To have and hold: if architect-designed houses sold more often, we could measure their real value
Residential Architect, July, 2005 by S. Claire Conroy
i admit I am powerless over my real estate habit. Every weekend is like Christmas to me, but I do work hard for my bounty. I make myself read the whole Sunday newspaper before I turn to the classified pages for the "open house" listings. There are certain neighborhoods I scrutinize especially carefully, including my own. I'm looking for my dream house--already beautifully designed or redesigned by an architect, in tip-top condition, and affordable on a middle-class salary. Of course I will never find this Holy Grail in the red-hot economy of the Nation's Capital, but I'm learning quite a lot about our particular real estate market. And what I see out there should flatter you: Decent design sells; better design sells faster; great design sells in the blink of an eye.

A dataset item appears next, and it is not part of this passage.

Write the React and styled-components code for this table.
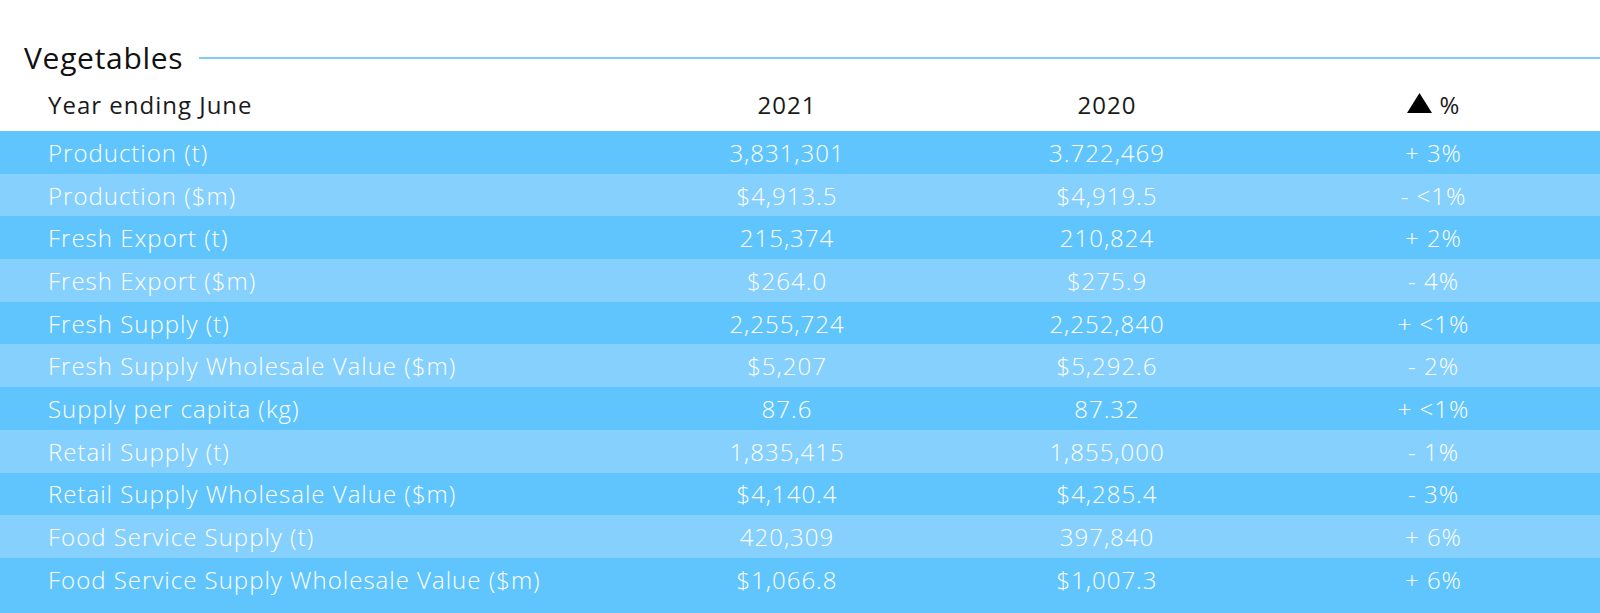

I live in an inner-ring suburb where the houses run the gamut of the cookie-cutter pattern book. Mine is a bungalow nicely updated by its architect-owner nearly 20 years ago, but we're growing out of its small footprint. Everyone ill my town is struggling to fix the flaws of this out-of-date housing. And it's easy to tell when the owners did it themselves or hired a contractor to implement their misguided ideas. Usually, they solved one problem and created another. We long ago ran out of any land in my neighborhood and those of similar vintage and proximity to town, so we have almost no new houses in the area--just a few on teardown lots and other motley sites. And these are frequently builder-driven speculative deals.
We're pretty much stuck tweaking our problem houses. Or we have to resort to the whole-house remodel. This is a lucrative business for Washington's architects. I know many of the best ones and can recognize their work even from a microscopic black-and-white photo in the classifieds. In the six years I've been obsessing about local real estate, I've noticed only two of their houses come available on the resale market. One was a tiny row house on Capitol Hill, lived in and updated years ago by Robert Gurney, FAIA. Whoever lived there surely grew out of it. The other cropped up just recently: a lovely top-to-bottom remodel by Mark McInturff, FAIA. A wonderful house with a great floor plan, it's as fresh looking today as when it was completed 10 years ago. The reason the owners put it up for sale? They bought another, larger McInturff house just up the block that, unless I missed the listing, never appeared on the open market. Priced at $1,750,000, the house I saw was at the slow-moving, upper end of the food chain. Nonetheless, just as I was fantasizing about how I could put my hands on that amount of money while remaining out of jail--poof, it was gone. It sold in four days.
Alas, I'm back to my classifieds, waiting for that beautiful, effortless house to appear. And I'm beginning to realize that the search is a waste of my precious time off. Yes, we have plenty of lovely architect-redesigned houses in Washington--at nearly every price point--but they just don't churn like the lesser houses do. They are someone else's dream house made real. Great design would sell in the blink of an eye here, if only anyone would let it go.